Domestic markets were broadly higher last week – just as investors were about to lose hope. The month of October, typically a disappointing month for investors, has so far defied expectations and is on course to be the best October since 1976.

For the week, the DJIA jumped 5.72% while the S&P 500 gained 3.97%. The tech-heavy Nasdaq added 2.25% despite a rough week for many large-cap technology stocks. International markets were mixed with the MSCI EAFE Index (developed countries) finishing higher by 4.14% while emerging market equities (MSCI EM) dropped 2.24% as weak markets in China and Hong Kong dragged down emerging markets. Small company stocks, represented by the Russell 2000, were strong as they tacked on 6.02% for the week. Fixed income, represented by the Bloomberg Aggregate, advanced 1.65% for the week as yields moved lower. As a result, the 10 YR US Treasury closed at a yield of 4.02% (down ~ 19 bps from the previous week’s closing yield of ~4.21%). Gold prices closed at $1,639.60/oz – down 0.69%. Oil prices moved higher to close at $87.90 per barrel, up 3.35% on the week.

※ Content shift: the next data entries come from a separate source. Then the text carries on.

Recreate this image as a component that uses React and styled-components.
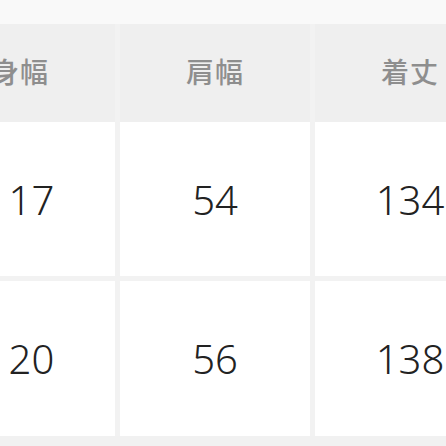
import React from 'react';
import styled, { createGlobalStyle } from 'styled-components';

const GlobalStyle = createGlobalStyle`
	html, body {
		margin: 0;
		padding: 0;
		background-color: #f1f1f1;
	}
	#root {
		width: 446px;
		height: 446px;
		overflow: hidden;
	}
`;

const WrapperStyled = styled.div`
	width: 446px;
	height: 446px;
	overflow: hidden;
	padding-top: 24px;
	box-sizing: border-box;
	background: linear-gradient(#f9f9f9 0, #f9f9f9 24px, #f1f1f1 24px);
`;

const TableStyled = styled.div`
	width: 580px;
	margin-left: -75px;
	display: flex;
	flex-direction: column;
	background-color: #f2f2f2;
`;

const RowStyled = styled.div`
	display: grid;
	grid-template-columns: repeat(3, 190px);
	column-gap: 5px;
	height: ${(p) => p.$height}px;
	margin-top: ${(p) => p.$gap}px;
`;

const HeadCell = styled.div`
	display: flex;
	align-items: center;
	justify-content: center;
	background-color: #efefef;
	color: #8e8e8e;
	font-family: 'Noto Sans CJK JP', sans-serif;
	font-size: 28px;
	font-weight: 500;
	letter-spacing: 1px;
	padding-bottom: 4px;
	box-sizing: border-box;
`;

const Cell = styled.div`
	display: flex;
	align-items: center;
	justify-content: center;
	background-color: #ffffff;
	color: #222222;
	font-family: 'Noto Sans', 'Liberation Sans', sans-serif;
	font-size: 40px;
	font-weight: 300;
	box-sizing: border-box;
`;

const headers = ['身幅', '肩幅', '着丈'];
const rows = [
	['117', '54', '134'],
	['120', '56', '138'],
];

const App = () => {
	return (
		<>
			<GlobalStyle />
			<WrapperStyled>
				<TableStyled>
					<RowStyled $height={98} $gap={0}>
						{headers.map((h) => (
							<HeadCell key={h}>{h}</HeadCell>
						))}
					</RowStyled>
					{rows.map((r, i) => (
						<RowStyled key={i} $height={i === 0 ? 154 : 155} $gap={i === 0 ? 0 : 5}>
							{r.map((v, j) => (
								<Cell key={j}>{v}</Cell>
							))}
						</RowStyled>
					))}
				</TableStyled>
			</WrapperStyled>
		</>
	);
};

export default App;
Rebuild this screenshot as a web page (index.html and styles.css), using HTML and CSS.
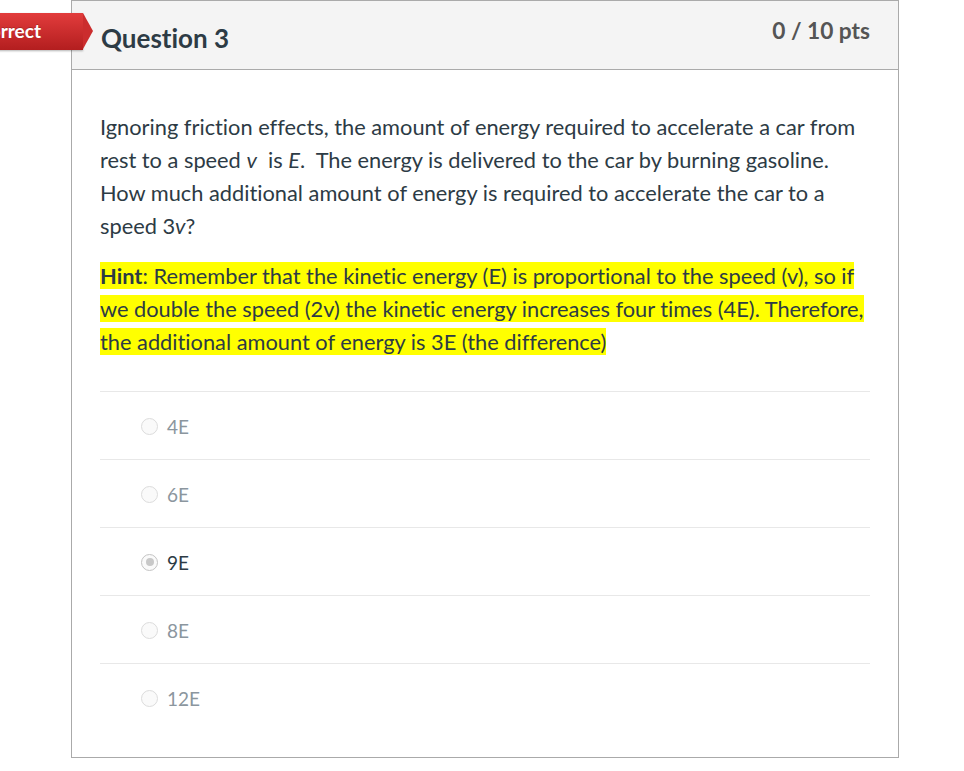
FILE: index.html
```html
<!DOCTYPE html>
<html>
<head>
<meta charset="utf-8">
<link rel="stylesheet" href="styles.css">
</head>
<body>
<div class="page">
  <div class="card">
    <div class="flag"><span class="flag-text">Incorrect</span></div>
    <div class="card-header">
      <h2 class="q-title">Question 3</h2>
      <div class="q-points">0 / 10 pts</div>
    </div>
    <div class="card-body">
      <p class="q-text">Ignoring friction effects, the amount of energy required to accelerate a car from rest to a speed <i>v</i>&nbsp; is <i>E</i>.&nbsp; The energy is delivered to the car by burning gasoline. How much additional amount of energy is required to accelerate the car to a speed 3<i>v</i>?</p>
      <p class="q-hint"><span class="hl"><b>Hint</b>: Remember that the kinetic energy (E) is proportional to the speed (v), so if we double the speed (2v) the kinetic energy increases four times (4E). Therefore, the additional amount of energy is 3E (the difference)</span></p>
      <div class="answers">
        <div class="answer"><span class="radio"></span><span class="ans-text">4E</span></div>
        <div class="answer"><span class="radio"></span><span class="ans-text">6E</span></div>
        <div class="answer selected"><span class="radio"></span><span class="ans-text">9E</span></div>
        <div class="answer"><span class="radio"></span><span class="ans-text">8E</span></div>
        <div class="answer"><span class="radio"></span><span class="ans-text">12E</span></div>
      </div>
    </div>
  </div>
</div>
</body>
</html>
```
FILE: styles.css
```css
html, body {
  margin: 0;
  padding: 0;
  background: #fff;
}
body {
  font-family: Lato, "Liberation Sans", sans-serif;
  color: #2d3b45;
  font-variant-ligatures: none;
}
.page {
  padding-left: 71px;
  width: 828px;
}
.card {
  position: relative;
  border: 1px solid #aaaaaa;
  box-sizing: border-box;
  width: 828px;
  height: 758px;
}
.flag {
  position: absolute;
  left: -131px;
  top: 12px;
  height: 37px;
  width: 142px;
  background: linear-gradient(#e23c3c, #b31e1f);
  display: flex;
  align-items: center;
  justify-content: flex-end;
  padding-right: 42px;
  box-sizing: border-box;
  box-shadow: 0 1px 2px rgba(0,0,0,0.3);
}
.flag::after {
  content: "";
  position: absolute;
  right: -10px;
  top: 0;
  border-left: 10px solid #cb2d2e;
  border-top: 18.5px solid transparent;
  border-bottom: 18.5px solid transparent;
}
.flag-text {
  color: #fff;
  font-weight: 700;
  font-size: 19px;
  margin-top: -2px;
  text-shadow: 0 -1px 0 rgba(0,0,0,0.2);
}
.card-header {
  height: 68px;
  background: #f4f4f4;
  border-bottom: 1px solid #aaaaaa;
  display: flex;
  justify-content: space-between;
  align-items: center;
  padding: 0 28px 0 29px;
}
.q-title {
  margin: 6px 0 0 0;
  font-size: 26px;
  font-weight: 700;
  color: #2d3b45;
}
.q-points {
  font-size: 22.7px;
  font-weight: 700;
  color: #555555;
  margin-top: -9px;
}
.card-body {
  padding: 40px 28px 0 28px;
}
.q-text, .q-hint {
  margin: 0;
  font-size: 21.8px;
  line-height: 33px;
}
.q-hint {
  margin-top: 17px;
}
.hl {
  background: #ffff00;
}
.answers {
  margin-top: 33px;
}
.answer {
  border-top: 1px solid #e8e8e8;
  height: 66px;
  display: flex;
  align-items: center;
  padding-left: 41px;
  padding-top: 1px;
  box-sizing: content-box;
}
.radio {
  width: 17px;
  height: 17px;
  border-radius: 50%;
  border: 1px solid #dcdcdc;
  background: #fafafa;
  box-sizing: border-box;
  margin-right: 9px;
  position: relative;
}
.answer.selected .radio {
  border-color: #c4c4c4;
}
.answer.selected .radio::after {
  content: "";
  position: absolute;
  left: 3.5px;
  top: 3.5px;
  width: 8px;
  height: 8px;
  border-radius: 50%;
  background: #c8c8c8;
}
.ans-text {
  font-size: 19px;
  color: #8b969e;
}
.answer.selected .ans-text {
  color: #2d3b45;
}
```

Last week saw several important economic releases. The U.S. Labor Department reported that GDP for the third quarter grew at an annual rate of 2.6%. The initial estimate was better-than-expected and a reversal from contractions in the first and second quarter. On a downbeat note, US Manufacturing PMI for October dropped to 49.9% from 52.0% in September missing expectations for a print of 51. The S&P Global Flash U.S. Services Business Activity Index slumped to 46.6 in October, down from 49.3 in September. The negative impact of inflation and higher prices was evident in both reports.

All eyes will be on the Fed as they wrap up their two-day meeting on Wednesday. Most indicators point to inflation having peaked, but we suspect inflation will remain sticky for a while – thus keeping the Fed on their aggressive tightening path. It is widely expected that they raise the fed funds rate by 0.75%. Expectations are then for a 50 basis point hike in December and perhaps a 25 basis point hike in February and/or March before being done with their tightening.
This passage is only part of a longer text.